-- Start --
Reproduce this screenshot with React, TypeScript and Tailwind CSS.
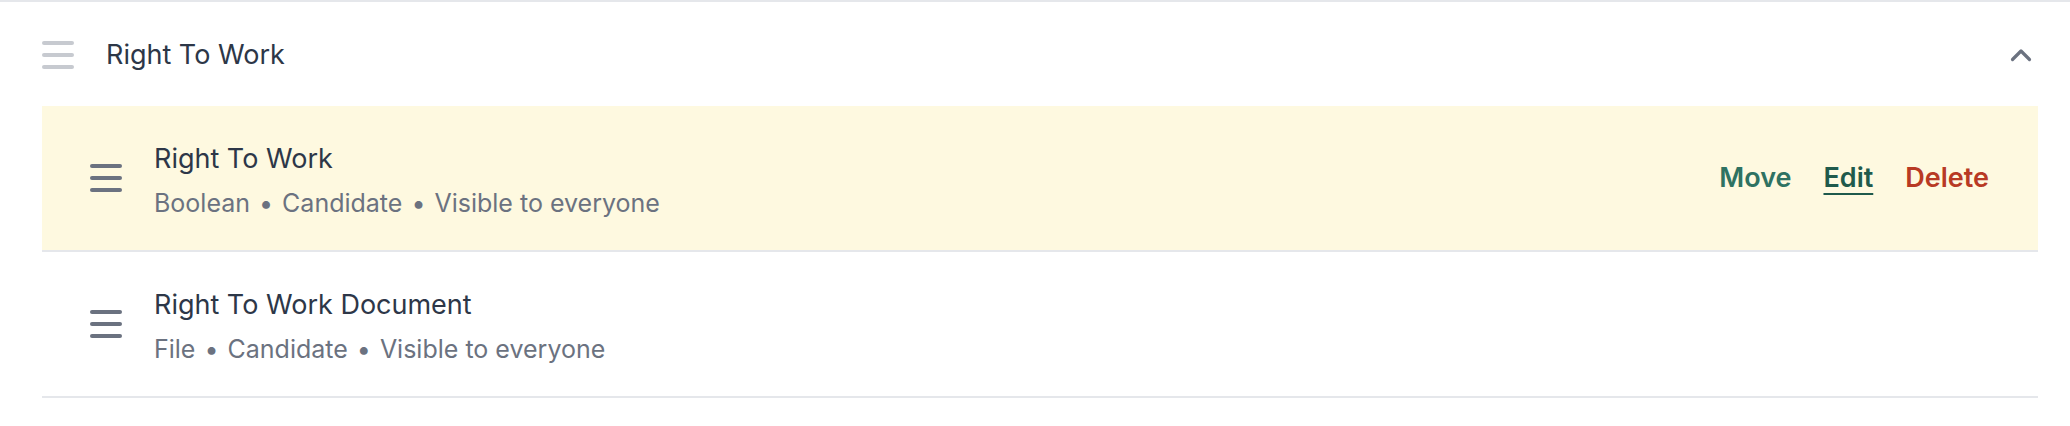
import React from "react";

function DragIcon({ light }: { light?: boolean }) {
  const c = light ? "bg-[#c7cad0]" : "bg-[#6b7280]";
  return (
    <div className="flex flex-col justify-between w-[32px] h-[28px] shrink-0">
      <span className={`block h-[4px] rounded-full ${c}`} />
      <span className={`block h-[4px] rounded-full ${c}`} />
      <span className={`block h-[4px] rounded-full ${c}`} />
    </div>
  );
}

function Row({ title, meta, active }: { title: string; meta: string[]; active?: boolean }) {
  return (
    <div
      className={`flex items-center h-[146px] pl-[48px] pr-[49px] border-b-2 border-[#e5e7eb] ${
        active ? "bg-[#fef9e0]" : "bg-white"
      }`}
    >
      <DragIcon />
      <div className="ml-[32px] pt-[4px] flex flex-col">
        <div className="text-[27px] leading-[34px] text-[#2d3748]">{title}</div>
        <div className="mt-[11px] text-[25px] leading-[32px] text-[#6b7280]">
          {meta.map((m, i) => (
            <React.Fragment key={m}>
              {i > 0 && <span className="mx-[9px]">•</span>}
              {m}
            </React.Fragment>
          ))}
        </div>
      </div>
      {active && (
        <div className="ml-auto flex items-center gap-[32px] text-[27px] font-semibold">
          <button className="text-[#2e7262]">Move</button>
          <button className="text-[#1f5a4c] underline decoration-2 underline-offset-[6px]">Edit</button>
          <button className="text-[#b83a24]">Delete</button>
        </div>
      )}
    </div>
  );
}

export default function App() {
  return (
    <div
      className="w-full h-[426px] bg-white border-t-2 border-[#e5e7eb]"
      style={{ fontFamily: "Inter, 'Noto Sans', sans-serif" }}
    >
      <div className="pl-[42px] pr-[32px]">
        <div className="flex items-center h-[104px] pt-[2px]">
          <DragIcon light />
          <div className="ml-[32px] text-[27px] text-[#2d3748]">Right To Work</div>
          <svg
            className="ml-auto mr-[6px]"
            width="22"
            height="14"
            viewBox="0 0 22 14"
            fill="none"
            stroke="#6b7280"
            strokeWidth="3.2"
            strokeLinecap="round"
            strokeLinejoin="round"
          >
            <path d="M2.5 11.5 L11 3 L19.5 11.5" />
          </svg>
        </div>
        <Row title="Right To Work" meta={["Boolean", "Candidate", "Visible to everyone"]} active />
        <Row title="Right To Work Document" meta={["File", "Candidate", "Visible to everyone"]} />
      </div>
    </div>
  );
}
-- End --
**Goal**: Each line of the material must be retyped exactly, except that images are omitted.

**Final answer**:
Reproduce this screenshot with React, TypeScript and Tailwind CSS.
import React from "react";

function DragIcon({ light }: { light?: boolean }) {
  const c = light ? "bg-[#c7cad0]" : "bg-[#6b7280]";
  return (
    <div className="flex flex-col justify-between w-[32px] h-[28px] shrink-0">
      <span className={`block h-[4px] rounded-full ${c}`} />
      <span className={`block h-[4px] rounded-full ${c}`} />
      <span className={`block h-[4px] rounded-full ${c}`} />
    </div>
  );
}

function Row({ title, meta, active }: { title: string; meta: string[]; active?: boolean }) {
  return (
    <div
      className={`flex items-center h-[146px] pl-[48px] pr-[49px] border-b-2 border-[#e5e7eb] ${
        active ? "bg-[#fef9e0]" : "bg-white"
      }`}
    >
      <DragIcon />
      <div className="ml-[32px] pt-[4px] flex flex-col">
        <div className="text-[27px] leading-[34px] text-[#2d3748]">{title}</div>
        <div className="mt-[11px] text-[25px] leading-[32px] text-[#6b7280]">
          {meta.map((m, i) => (
            <React.Fragment key={m}>
              {i > 0 && <span className="mx-[9px]">•</span>}
              {m}
            </React.Fragment>
          ))}
        </div>
      </div>
      {active && (
        <div className="ml-auto flex items-center gap-[32px] text-[27px] font-semibold">
          <button className="text-[#2e7262]">Move</button>
          <button className="text-[#1f5a4c] underline decoration-2 underline-offset-[6px]">Edit</button>
          <button className="text-[#b83a24]">Delete</button>
        </div>
      )}
    </div>
  );
}

export default function App() {
  return (
    <div
      className="w-full h-[426px] bg-white border-t-2 border-[#e5e7eb]"
      style={{ fontFamily: "Inter, 'Noto Sans', sans-serif" }}
    >
      <div className="pl-[42px] pr-[32px]">
        <div className="flex items-center h-[104px] pt-[2px]">
          <DragIcon light />
          <div className="ml-[32px] text-[27px] text-[#2d3748]">Right To Work</div>
          <svg
            className="ml-auto mr-[6px]"
            width="22"
            height="14"
            viewBox="0 0 22 14"
            fill="none"
            stroke="#6b7280"
            strokeWidth="3.2"
            strokeLinecap="round"
            strokeLinejoin="round"
          >
            <path d="M2.5 11.5 L11 3 L19.5 11.5" />
          </svg>
        </div>
        <Row title="Right To Work" meta={["Boolean", "Candidate", "Visible to everyone"]} active />
        <Row title="Right To Work Document" meta={["File", "Candidate", "Visible to everyone"]} />
      </div>
    </div>
  );
}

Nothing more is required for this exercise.